Filter these entries, keeping only lines that hold the word "this".

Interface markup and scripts
** Begin **

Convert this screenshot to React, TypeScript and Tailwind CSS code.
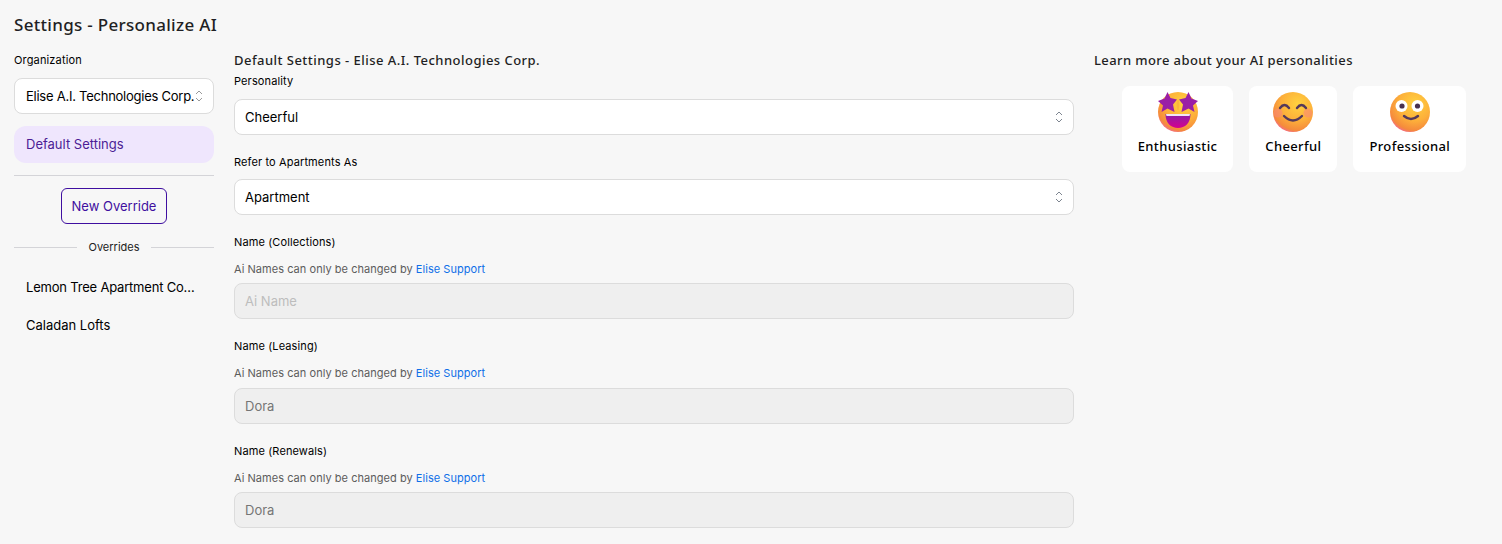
const heading = "font-['Noto_Sans',sans-serif] text-[#1f1f24]"

const Chevrons = ({ className }: { className: string }) => (
  <svg className={className} width="8" height="12" viewBox="0 0 8 12" fill="none" stroke="currentColor" strokeWidth="1">
    <path d="M1 4 L4 1 L7 4" />
    <path d="M1 8 L4 11 L7 8" />
  </svg>
)

const Select = ({ value }: { value: string }) => (
  <div className="flex h-9 items-center justify-between rounded-lg border border-[#dcdcdc] bg-white pl-[10px] pr-[10px] text-[13px] text-black">
    <span className="pt-px">{value}</span>
    <Chevrons className="text-[#7d8590]" />
  </div>
)

const LockedName = ({ label, value, placeholder }: { label: string; value: string; placeholder?: boolean }) => (
  <div className="flex flex-col">
    <div className="text-[11px] leading-[18px] tracking-[0.12px] text-black">{label}</div>
    <div className="mt-[9px] text-[11px] leading-[18px] tracking-[0.04px] text-[#5c5c5c]">
      Ai Names can only be changed by <span className="text-[#0f6fe8]">Elise Support</span>
    </div>
    <div className={`mt-[5.25px] flex h-9 items-center rounded-lg border border-[#dcdcdc] bg-[#efefef] px-[10px] pt-[1.5px] text-[13px] ${placeholder ? "text-[#bdbdbd]" : "text-[#757575]"}`}>
      {value}
    </div>
  </div>
)

const FaceDefs = ({ id }: { id: string }) => (
  <defs>
    <radialGradient id={id} cx="62%" cy="30%" r="75%">
      <stop offset="0%" stopColor="#ffd23f" />
      <stop offset="55%" stopColor="#fdb03a" />
      <stop offset="88%" stopColor="#f58a3c" />
      <stop offset="100%" stopColor="#f46a8e" />
    </radialGradient>
  </defs>
)

const StarEyes = () => (
  <svg width="40" height="40" viewBox="0 0 40 40">
    <FaceDefs id="f1" />
    <defs>
      <linearGradient id="m1" x1="0" y1="0" x2="0" y2="1">
        <stop offset="0%" stopColor="#8a1fa8" />
        <stop offset="100%" stopColor="#d6008f" />
      </linearGradient>
    </defs>
    <circle cx="20" cy="20" r="20" fill="url(#f1)" />
    <path d="M9.5 0 L12.5 6 L19 7.5 L15 12.5 L16.5 20 L9.5 16.5 L3.5 20 L5 13.5 L0 9 L6.5 6.5 Z" fill="#9a1fa6" />
    <path d="M30.5 0 L33.5 6.5 L40 9 L35 13.5 L36.5 20 L30.5 16.5 L23.5 20 L25 12.5 L21 7.5 L27.5 6 Z" fill="#9a1fa6" />
    <path d="M20 7 C21.5 10 22 14 20.5 18 H19.5 C18 14 18.5 10 20 7 Z" fill="#fbb53c" />
    <path d="M7.5 22 H32.5 C32.5 31 27 36 20 36 C13 36 7.5 31 7.5 22 Z" fill="url(#m1)" />
    <path d="M8 22 H32 L31.5 24 H8.5 Z" fill="#f1e6f5" />
  </svg>
)

const Smile = () => (
  <svg width="40" height="40" viewBox="0 0 40 40">
    <FaceDefs id="f2" />
    <circle cx="20" cy="20" r="20" fill="url(#f2)" />
    <circle cx="5" cy="21" r="4.5" fill="#f9867a" opacity="0.55" />
    <circle cx="35" cy="21" r="4.5" fill="#f9867a" opacity="0.55" />
    <g fill="none" stroke="#55395a" strokeWidth="2.4" strokeLinecap="round">
      <path d="M7 16 Q11.5 10 16 16" />
      <path d="M24 16 Q28.5 10 33 16" />
      <path d="M11 24 Q20 33 29 24" />
    </g>
  </svg>
)

const RollEyes = () => (
  <svg width="40" height="40" viewBox="0 0 40 40">
    <FaceDefs id="f3" />
    <circle cx="20" cy="20" r="20" fill="url(#f3)" />
    <circle cx="11.5" cy="14" r="6" fill="#fff" />
    <circle cx="27.5" cy="14" r="6" fill="#fff" />
    <circle cx="12" cy="14" r="2.6" fill="#47304f" />
    <circle cx="27.5" cy="14" r="2.6" fill="#47304f" />
    <path d="M14 24 Q21 30 28 24" fill="none" stroke="#55395a" strokeWidth="2.4" strokeLinecap="round" />
  </svg>
)

const PersonalityCard = ({ name, children }: { name: string; children: React.ReactNode }) => (
  <div className="flex h-[86px] flex-col items-center rounded-lg bg-white px-4 pt-[6px]">
    <div className="flex h-10 items-center justify-center">{children}</div>
    <div className={`${heading} mt-[4px] text-[13px] font-medium leading-[20px] tracking-[0.37px] text-black`}>{name}</div>
  </div>
)

export default function App() {
  return (
    <div className="h-[544px] overflow-hidden bg-[#f7f7f7] px-[14px] pt-[12px] font-['Inter',sans-serif]">
      <h1 className={`${heading} text-[17px] font-medium leading-[26px] tracking-[0.3px]`}>Settings - Personalize AI</h1>

      <div className="mt-[12px] flex gap-5">
        <aside className="flex w-[200px] shrink-0 flex-col">
          <div className="text-[11px] leading-[20px] tracking-[0.15px] text-black">Organization</div>
          <div className="mt-[8px] flex h-9 items-center justify-between rounded-lg border border-[#dcdcdc] bg-white pl-[11px] pr-[10px] text-[13px] text-black">
            <span className="whitespace-nowrap pt-px tracking-[-0.25px]">Elise A.I. Technologies Corp.</span>
            <Chevrons className="shrink-0 text-[#9a9a9a]" />
          </div>
          <div className="mt-3 flex h-[37px] items-center rounded-xl bg-[#efe6fd] px-3 text-[13px] text-[#4c1d95]">Default Settings</div>
          <div className="mt-3 border-t border-[#d4d4d8]" />
          <button className="mx-auto mt-3 h-9 w-[106px] rounded-md border border-[#3f0fa0] pt-px text-[13px] text-[#3f0fa0]">New Override</button>
          <div className="mt-[14px] flex items-center gap-[11px] text-[11px] leading-[18px] text-[#222]">
            <div className="h-px flex-1 bg-[#d4d4d8]" />
            <span>Overrides</span>
            <div className="h-px flex-1 bg-[#d4d4d8]" />
          </div>
          <div className="mt-[13px] flex flex-col text-[13px] text-black">
            <div className="flex h-[38px] items-center pl-3 pr-4">
              <span className="truncate tracking-[-0.2px]">Lemon Tree Apartment Community</span>
            </div>
            <div className="flex h-[38px] items-center px-3">Caladan Lofts</div>
          </div>
        </aside>

        <main className="flex w-[840px] shrink-0 flex-col">
          <h2 className={`${heading} text-[13px] font-medium leading-[20px] tracking-[0.47px]`}>Default Settings - Elise A.I. Technologies Corp.</h2>
          <div className="mt-[2px] text-[11px] leading-[18px] tracking-[0.12px] text-black">Personality</div>
          <div className="mt-[9px]"><Select value="Cheerful" /></div>
          <div className="mt-[18px] text-[11px] leading-[18px] tracking-[0.12px] text-black">Refer to Apartments As</div>
          <div className="mt-[8px]"><Select value="Apartment" /></div>
          <div className="mt-[17.75px] flex flex-col gap-[18.25px]">
            <LockedName label="Name (Collections)" value="Ai Name" placeholder />
            <LockedName label="Name (Leasing)" value="Dora" />
            <LockedName label="Name (Renewals)" value="Dora" />
          </div>
        </main>

        <section className="flex flex-1 flex-col">
          <h2 className={`${heading} text-[13px] font-medium leading-[20px] tracking-[0.4px]`}>Learn more about your AI personalities</h2>
          <div className="mt-4 flex w-[400px] justify-center gap-4">
            <PersonalityCard name="Enthusiastic"><StarEyes /></PersonalityCard>
            <PersonalityCard name="Cheerful"><Smile /></PersonalityCard>
            <PersonalityCard name="Professional"><RollEyes /></PersonalityCard>
          </div>
        </section>
      </div>
    </div>
  )
}
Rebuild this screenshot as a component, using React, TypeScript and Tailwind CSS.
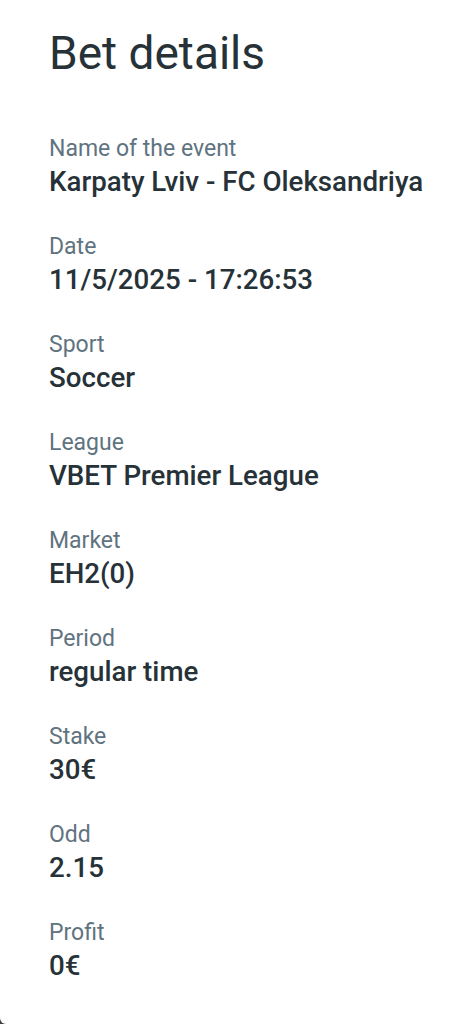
import React from "react";

const rows: [string, string][] = [
  ["Name of the event", "Karpaty Lviv - FC Oleksandriya"],
  ["Date", "11/5/2025 - 17:26:53"],
  ["Sport", "Soccer"],
  ["League", "VBET Premier League"],
  ["Market", "EH2(0)"],
  ["Period", "regular time"],
  ["Stake", "30€"],
  ["Odd", "2.15"],
  ["Profit", "0€"],
];

export default function App() {
  return (
    <div className="w-[468px] h-[1024px] bg-[#3a3f44] overflow-hidden" style={{ fontFamily: "Roboto, 'Noto Sans', sans-serif" }}>
      <div className="w-full h-full bg-white rounded-bl-[6px] px-[49px] pt-[25px]">
        <h1 className="text-[46px] leading-[56px] font-normal text-[#263238]">Bet details</h1>
        <div className="mt-[55px] flex flex-col gap-[35px]">
          {rows.map(([label, value]) => (
            <div key={label} className="flex flex-col gap-[3px]">
              <div className="text-[23px] leading-[26px] text-[#5f7380] whitespace-nowrap">{label}</div>
              <div className="text-[27.7px] leading-[34px] font-medium text-[#263238] whitespace-nowrap">{value}</div>
            </div>
          ))}
        </div>
      </div>
    </div>
  );
}
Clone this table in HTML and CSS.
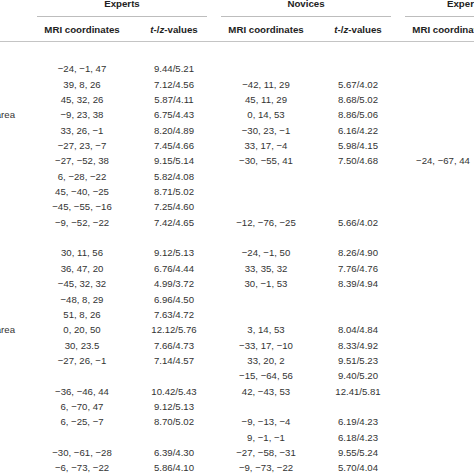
FILE: index.html
```html
<!DOCTYPE html>
<html>
<head>
<meta charset="utf-8">
<link rel="stylesheet" href="styles.css">
</head>
<body>
<div class="tbl">
  <div class="hrow grp-row">
    <span></span>
    <span class="grp">Experts</span>
    <span class="grp">Novices</span>
    <span class="grp grp-left">Experts</span>
  </div>
  <div class="hrow col-row">
    <span></span>
    <span>MRI coordinates</span>
    <span><i>t</i>-/<i>z</i>-values</span>
    <span>MRI coordinates</span>
    <span><i>t</i>-/<i>z</i>-values</span>
    <span>MRI coordinates</span>
    <span><i>t</i>-/<i>z</i>-values</span>
  </div>
  <div class="body">
    <div class="row"><span class="lbl"></span><span></span><span></span><span></span><span></span><span></span></div>
    <div class="row"><span class="lbl"></span><span>−24, −1, 47</span><span>9.44/5.21</span><span></span><span></span><span></span></div>
    <div class="row"><span class="lbl"></span><span>39, 8, 26</span><span>7.12/4.56</span><span>−42, 11, 29</span><span>5.67/4.02</span><span></span></div>
    <div class="row"><span class="lbl"></span><span>45, 32, 26</span><span>5.87/4.11</span><span>45, 11, 29</span><span>8.68/5.02</span><span></span></div>
    <div class="row"><span class="lbl">Supplementary motor area</span><span>−9, 23, 38</span><span>6.75/4.43</span><span>0, 14, 53</span><span>8.86/5.06</span><span></span></div>
    <div class="row"><span class="lbl"></span><span>33, 26, −1</span><span>8.20/4.89</span><span>−30, 23, −1</span><span>6.16/4.22</span><span></span></div>
    <div class="row"><span class="lbl"></span><span>−27, 23, −7</span><span>7.45/4.66</span><span>33, 17, −4</span><span>5.98/4.15</span><span></span></div>
    <div class="row"><span class="lbl"></span><span>−27, −52, 38</span><span>9.15/5.14</span><span>−30, −55, 41</span><span>7.50/4.68</span><span class="e2">−24, −67, 44</span></div>
    <div class="row"><span class="lbl"></span><span>6, −28, −22</span><span>5.82/4.08</span><span></span><span></span><span></span></div>
    <div class="row"><span class="lbl"></span><span>45, −40, −25</span><span>8.71/5.02</span><span></span><span></span><span></span></div>
    <div class="row"><span class="lbl"></span><span>−45, −55, −16</span><span>7.25/4.60</span><span></span><span></span><span></span></div>
    <div class="row"><span class="lbl"></span><span>−9, −52, −22</span><span>7.42/4.65</span><span>−12, −76, −25</span><span>5.66/4.02</span><span></span></div>
    <div class="row"><span class="lbl"></span><span></span><span></span><span></span><span></span><span></span></div>
    <div class="row"><span class="lbl"></span><span>30, 11, 56</span><span>9.12/5.13</span><span>−24, −1, 50</span><span>8.26/4.90</span><span></span></div>
    <div class="row"><span class="lbl"></span><span>36, 47, 20</span><span>6.76/4.44</span><span>33, 35, 32</span><span>7.76/4.76</span><span></span></div>
    <div class="row"><span class="lbl"></span><span>−45, 32, 32</span><span>4.99/3.72</span><span>30, −1, 53</span><span>8.39/4.94</span><span></span></div>
    <div class="row"><span class="lbl"></span><span>−48, 8, 29</span><span>6.96/4.50</span><span></span><span></span><span></span></div>
    <div class="row"><span class="lbl"></span><span>51, 8, 26</span><span>7.63/4.72</span><span></span><span></span><span></span></div>
    <div class="row"><span class="lbl">Supplementary motor area</span><span>0, 20, 50</span><span>12.12/5.76</span><span>3, 14, 53</span><span>8.04/4.84</span><span></span></div>
    <div class="row"><span class="lbl"></span><span>30, 23.5</span><span>7.66/4.73</span><span>−33, 17, −10</span><span>8.33/4.92</span><span></span></div>
    <div class="row"><span class="lbl"></span><span>−27, 26, −1</span><span>7.14/4.57</span><span>33, 20, 2</span><span>9.51/5.23</span><span></span></div>
    <div class="row"><span class="lbl"></span><span></span><span></span><span>−15, −64, 56</span><span>9.40/5.20</span><span></span></div>
    <div class="row"><span class="lbl"></span><span>−36, −46, 44</span><span>10.42/5.43</span><span>42, −43, 53</span><span>12.41/5.81</span><span></span></div>
    <div class="row"><span class="lbl"></span><span>6, −70, 47</span><span>9.12/5.13</span><span></span><span></span><span></span></div>
    <div class="row"><span class="lbl"></span><span>6, −25, −7</span><span>8.70/5.02</span><span>−9, −13, −4</span><span>6.19/4.23</span><span></span></div>
    <div class="row"><span class="lbl"></span><span></span><span></span><span>9, −1, −1</span><span>6.18/4.23</span><span></span></div>
    <div class="row"><span class="lbl"></span><span>−30, −61, −28</span><span>6.39/4.30</span><span>−27, −58, −31</span><span>9.55/5.24</span><span></span></div>
    <div class="row"><span class="lbl"></span><span>−6, −73, −22</span><span>5.86/4.10</span><span>−9, −73, −22</span><span>5.70/4.04</span><span></span></div>
  </div>
</div>
</body>
</html>
```
FILE: styles.css
```css
html, body {
  margin: 0;
  padding: 0;
  overflow: hidden;
  background: #ffffff;
}
body {
  font-family: "Liberation Sans", Arial, sans-serif;
  color: #333333;
}
.tbl {
  width: 588px;
  margin-top: -10px;
}
.hrow {
  display: grid;
  grid-template-columns: 36px repeat(6, 92px);
  font-weight: bold;
  font-size: 9.7px;
  color: #222222;
}
.grp-row {
  height: 27px;
}
.grp {
  grid-column: span 2;
  display: flex;
  align-items: center;
  justify-content: center;
  margin: 0 13px 0 1px;
  border-bottom: 1px solid #bdbdbd;
  box-sizing: border-box;
}
.grp-left {
  justify-content: flex-start;
  padding-left: 42px;
}
.col-row {
  height: 25px;
}
.col-row span {
  display: flex;
  align-items: center;
  justify-content: center;
  border-bottom: 1px solid #c4c4c4;
  box-sizing: border-box;
  white-space: nowrap;
}
.body {
  padding-top: 4px;
}
.row {
  display: grid;
  grid-template-columns: 36px repeat(5, 92px);
  height: 15.35px;
  line-height: 15.35px;
  font-size: 9.6px;
}
.row span {
  text-align: center;
  white-space: nowrap;
}
.row .lbl {
  display: flex;
  justify-content: flex-end;
  padding-right: 21px;
}
.row .e2 {
  padding-right: 14px;
}
```
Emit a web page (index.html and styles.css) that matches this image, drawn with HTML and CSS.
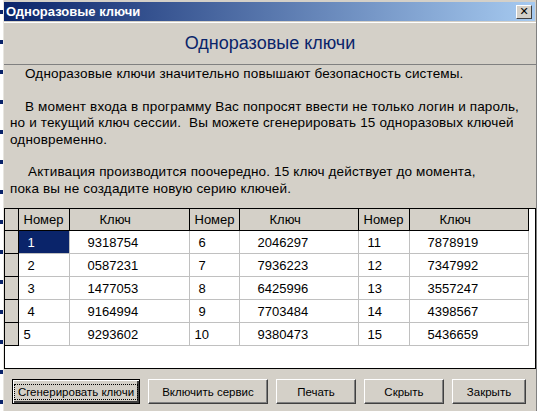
FILE: index.html
```html
<!DOCTYPE html>
<html lang="ru">
<head>
  <meta charset="UTF-8" />
  <title>Одноразовые ключи</title>
  <link rel="stylesheet" href="styles.css">
</head>
<body>

<div class="desk"></div>

<div class="window">
  <div class="titlebar">
    <span class="caption">Одноразовые ключи</span>
    <span class="close">&#x2715;</span>
  </div>

  <div class="banner">Одноразовые ключи</div>

  <div class="info">
    <p>Одноразовые ключи значительно повышают безопасность системы.</p>
    <p>В момент входа в программу Вас попросят ввести не только логин и пароль,<br>но и текущий ключ сессии.&nbsp; Вы можете сгенерировать 15 одноразовых ключей<br>одновременно.</p>
    <p class="wide">Активация производится поочередно. 15 ключ действует до момента,<br>пока вы не создадите новую серию ключей.</p>
  </div>

  <div class="grid">
    <table>
      <colgroup>
        <col class="c-ind"><col class="c-num"><col class="c-key"><col class="c-num2"><col class="c-key2"><col class="c-num"><col class="c-key2">
      </colgroup>
      <thead>
        <tr>
          <th class="ind"></th>
          <th class="num">Номер</th><th class="key">Ключ</th>
          <th class="num">Номер</th><th class="key">Ключ</th>
          <th class="num">Номер</th><th class="key">Ключ</th>
        </tr>
      </thead>
      <tbody>
        <tr>
          <td class="ind"></td>
          <td class="num sel pad">1</td><td class="key">9318754</td>
          <td class="num pad">6</td><td class="key">2046297</td>
          <td class="num pad">11</td><td class="key">7878919</td>
        </tr>
        <tr>
          <td class="ind"></td>
          <td class="num pad">2</td><td class="key">0587231</td>
          <td class="num pad">7</td><td class="key">7936223</td>
          <td class="num pad">12</td><td class="key">7347992</td>
        </tr>
        <tr>
          <td class="ind"></td>
          <td class="num pad">3</td><td class="key">1477053</td>
          <td class="num pad">8</td><td class="key">6425996</td>
          <td class="num pad">13</td><td class="key">3557247</td>
        </tr>
        <tr>
          <td class="ind"></td>
          <td class="num pad">4</td><td class="key">9164994</td>
          <td class="num pad">9</td><td class="key">7703484</td>
          <td class="num pad">14</td><td class="key">4398567</td>
        </tr>
        <tr>
          <td class="ind"></td>
          <td class="num">5</td><td class="key">9293602</td>
          <td class="num">10</td><td class="key">9380473</td>
          <td class="num pad">15</td><td class="key">5436659</td>
        </tr>
      </tbody>
    </table>
  </div>

  <div class="buttons">
    <button class="btn default"><span>Сгенерировать ключи</span></button>
    <button class="btn b-service">Включить сервис</button>
    <button class="btn b-small">Печать</button>
    <button class="btn b-small">Скрыть</button>
    <button class="btn b-close">Закрыть</button>
  </div>
</div>

</body>
</html>
```

FILE: styles.css
```css
body {
  margin: 0;
  height: 411px;
  overflow: hidden;
  background: #fff;
  display: flex;
  font-family: "Liberation Sans", Arial, sans-serif;
  font-size: 13px;
  color: #000;
}

.desk {
  width: 3px;
  background: repeating-linear-gradient(180deg, #fff 0, #fff 10px, #0a246a 10px, #0a246a 14px, #fff 14px, #fff 30px);
}

.window {
  width: 533px;
  background: #d4d0c8;
  border-left: 1px solid #e8e6e0;
  border-right: 1px solid #808080;
  display: flex;
  flex-direction: column;
  padding-top: 2px;
}

.titlebar {
  height: 19px;
  margin-right: 1px;
  background: linear-gradient(90deg, #0a246a, #a6caf0);
  display: flex;
  align-items: center;
  justify-content: space-between;
  padding: 0 3px 0 2px;
}

.caption {
  color: #fff;
  font-weight: bold;
  font-size: 13px;
}

.close {
  width: 16px;
  height: 14px;
  box-sizing: border-box;
  background: #d4d0c8;
  border: 1px solid;
  border-color: #fff #404040 #404040 #fff;
  font-family: "DejaVu Sans", sans-serif;
  font-size: 11px;
  font-weight: bold;
  line-height: 12px;
  text-align: center;
  color: #000;
}

.banner {
  height: 41px;
  margin-top: 1px;
  border-top: 1px solid #fff;
  border-bottom: 1px solid #808080;
  font-size: 18px;
  color: #0a246a;
  text-align: center;
  line-height: 41px;
}

.info {
  padding: 1px 0 0 6px;
  height: 142px;
  font-size: 13.5px;
  letter-spacing: 0.15px;
}

.info p {
  margin: 0 0 16px;
  line-height: 16.5px;
  text-indent: 15px;
}

.info p.wide {
  text-indent: 18px;
}

.grid {
  height: 159px;
  background: #fff;
  border: 1px solid #000;
}

table {
  border-collapse: collapse;
  table-layout: fixed;
  width: 523px;
}

.c-ind { width: 13px; }
.c-num { width: 51px; }
.c-key { width: 120px; }
.c-num2 { width: 50px; }
.c-key2 { width: 119px; }

th {
  height: 21px;
  background: #d4d0c8;
  font-weight: normal;
  text-align: left;
  border-right: 1px solid #000;
  border-bottom: 1px solid #000;
  padding: 0;
}

th.num { padding-left: 5px; }
th.key { padding-left: 30px; }

td {
  height: 22px;
  padding: 0;
  border-right: 1px solid #c0c0c0;
  border-bottom: 1px solid #c0c0c0;
}

td.ind {
  background: #d4d0c8;
  border-right: 1px solid #000;
  border-bottom: 1px solid #000;
}

td.num { padding-left: 5px; }
td.num.pad { padding-left: 9px; }
td.key { padding-left: 18px; }

td.sel {
  background: #0a246a;
  color: #fff;
}

.buttons {
  display: flex;
  gap: 8px;
  padding: 10px 0 0 8px;
}

.btn {
  height: 25px;
  background: #d4d0c8;
  border: 1px solid;
  border-color: #fff #404040 #404040 #fff;
  box-shadow: inset -1px -1px #808080;
  font: inherit;
  font-size: 11.5px;
  color: #000;
  padding: 0;
  white-space: nowrap;
}

.btn.default {
  width: 128px;
  border: 1px solid #000;
  box-shadow: inset 1px 1px #fff, inset -2px -2px #404040;
}

.btn.default span {
  border: 1px dotted #000;
  padding: 1px 3px;
}

.b-service { width: 120px; }
.b-small { width: 80px; }
.b-close { width: 74px; }
```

** End **

EXERCISE SOLUTION —
Convert this screenshot to React, TypeScript and Tailwind CSS code.
Rebuild this screenshot as a component, using React, TypeScript and Tailwind CSS.
Clone this table in HTML and CSS.
Emit a web page (index.html and styles.css) that matches this image, drawn with HTML and CSS.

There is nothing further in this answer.